His crowning achievement: Finishing in the top half of the field at the 2004 Summer Olympics in Athens.
“You finish 21st, and you figure two of the people who beat you are from Russia, two are from China, two are from Mexico. They’re qualifying from a pool of 10,000 walkers,” said Seaman, who competed with Eastler in Greece. “In America, you’re the top walker out of 20. OK, maybe 100. There are a lot of other distractions. Football, baseball and basketball are your big three. Hockey and soccer are always on TV.”
Racewalking taxes the attention span of television viewers and producers who think nothing of a four-hour Super Bowl or a five-hour Major League Baseball all-star game. Seaman noted that the combined winning times of every other Olympic track event, including the marathon, still add up to less time than the gold medalist of the 50K racewalk will compete.
In a country where a homegrown 100-meter or decathlon champion is assured of immortality on a cereal box, there’s also limited interest in an event where the top American finisher will be in double digits.
“It’s all about gold medals,” Seaman lamented. “You hear so many questions from people, and it’s not, ‘Did you win a medal?’ It’s, ‘How many gold medals did you win?’ And that’s because of idiots like Marion Jones who screwed up the system for us.”
Farewell tour
Put bluntly, Eastler harbors no hope of a medal in Beijing.
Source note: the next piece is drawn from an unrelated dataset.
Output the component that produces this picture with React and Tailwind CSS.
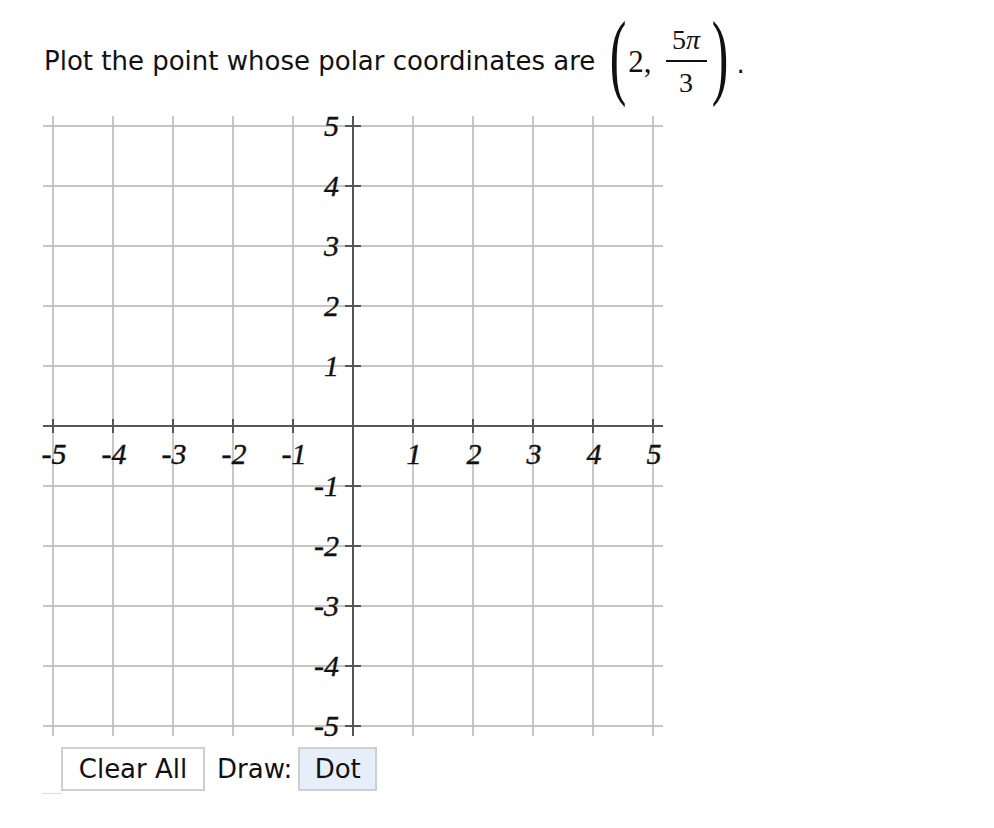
import React from 'react';

const TICKS = [-5, -4, -3, -2, -1, 0, 1, 2, 3, 4, 5];

// svg origin sits at page (40, 112)
const X0 = 313; // y axis
const Y0 = 314; // x axis
const STEP = 60;

const PolarGraph = () => {
  const gx = (n) => X0 + n * STEP;
  const gy = (n) => Y0 - n * STEP;

  return (
    <svg width="630" height="628" className="block overflow-visible">
      {/* grid */}
      {TICKS.map((n) => (
        <g key={'g' + n}>
          <line x1={gx(n)} y1={4} x2={gx(n)} y2={624} stroke="#b4b4b4" strokeWidth="1.5" />
          <line x1={3} y1={gy(n)} x2={623} y2={gy(n)} stroke="#b4b4b4" strokeWidth="1.5" />
        </g>
      ))}

      {/* axes */}
      <line x1={X0} y1={4} x2={X0} y2={624} stroke="#555" strokeWidth="2" />
      <line x1={3} y1={Y0} x2={623} y2={Y0} stroke="#555" strokeWidth="2" />

      {/* ticks */}
      {TICKS.map((n) => (
        <g key={'t' + n}>
          <line x1={gx(n)} y1={Y0 - 7} x2={gx(n)} y2={Y0 + 7} stroke="#555" strokeWidth="2" />
          <line x1={X0 - 8} y1={gy(n)} x2={X0 + 8} y2={gy(n)} stroke="#555" strokeWidth="2" />
        </g>
      ))}

      {/* labels */}
      <g
        className="font-[family-name:'Liberation_Serif',serif] italic text-[30px]"
        fill="#111"
        stroke="#111"
        strokeWidth="0.4"
      >
        {TICKS.filter((n) => n !== 0).map((n) => (
          <text key={'lx' + n} x={gx(n) + 1} y={Y0 + 38} textAnchor="middle">
            {n}
          </text>
        ))}
        {TICKS.filter((n) => n !== 0).map((n) => (
          <text key={'ly' + n} x={X0 - 14} y={gy(n) + 10} textAnchor="end">
            {n}
          </text>
        ))}
      </g>
    </svg>
  );
};

export default function App() {
  return (
    <div className="w-[994px] h-[828px] bg-white text-[#111] font-[family-name:'DejaVu_Sans',sans-serif]">
      {/* question */}
      <div className="flex items-center h-[102px] pt-5 pl-[44px] box-border">
        <span className="text-[26px] leading-none">Plot the point whose polar coordinates are</span>
        <span className="inline-flex items-center ml-[16px] font-[family-name:'Liberation_Serif',serif]">
          <span className="inline-block text-[96px] leading-none scale-x-[0.52] -translate-y-[6px] -mx-[9px]">(</span>
          <span className="text-[31px] leading-none ml-[3px]">2,</span>
          <span className="inline-flex flex-col items-center ml-[14px]">
            <span className="text-[28px] leading-none">
              5<span className="italic">π</span>
            </span>
            <span className="w-[41px] h-[2px] bg-[#111] mt-[6px] mb-[7px]" />
            <span className="text-[28px] leading-none">3</span>
          </span>
          <span className="inline-block text-[96px] leading-none scale-x-[0.52] -translate-y-[6px] -mx-[9px] ml-[-3px]">)</span>
        </span>
        <span className="text-[26px] leading-none ml-[10px] mt-[6px]">.</span>
      </div>

      {/* graph */}
      <div className="pl-[40px] mt-[10px]">
        <PolarGraph />
      </div>

      {/* controls */}
      <div className="flex items-center pl-[61px] mt-[7px]">
        <button className="w-[144px] h-[44px] flex items-center justify-center border-2 border-[#cfcfcf] bg-white text-[26px] leading-none">
          Clear All
        </button>
        <span className="ml-[12px] text-[26px] leading-none">Draw:</span>
        <button className="ml-[6px] w-[79px] h-[44px] flex items-center justify-center border-2 border-[#cfcfcf] bg-[#e6eff9] text-[26px] leading-none">
          Dot
        </button>
      </div>
      <div className="ml-[42px] mt-[2px] w-[20px] h-px bg-[#dcdcdc]" />
    </div>
  );
}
Ballyhooed as a goal-setter and go-getter throughout his career, Eastler will consider it a victory if he avoids injury during his final training walks and is around to hear the starter’s gun.
“My body’s not holding up the way I wanted it to. It’s made me appreciate the opportunity I had in 2004 even more,” he said. “I don’t have any high aspirations this time. I’m going there to do the best I can.”
Short of officially whispering the r-word that haunts every advanced athlete from Brett Favre to Dara Torres, Eastler conceded that the date circled on his calendar in two weeks will be his final earnest competition for a while.
He briefly expected Athens to be the end. Knowing that the early 30s are considered a racewalker’s prime, he persisted.
“I’ve always had injuries. Some people are just more susceptible to them. I used to recover a lot faster,” Eastler said. “I’m not that young anymore.”
“He’ll probably retire after this,” Seaman predicted. “That’s great, as long as we can keep him working in the sport. He’s a great resource, a great motivator of people.”
What next? More time to spend with his wife and 3-year-old daughter, for starters. At work, Eastler is assigned to the 566th Intelligence Squadron, Buckley Air Force Base.
Oh, and once competition is in your blood, forget it.
“I ski. I’m in a ice hockey club,” he said. “I’m already finding things to fill my time.”
Just the way that 9-year-old tagalong jumped in with both feet.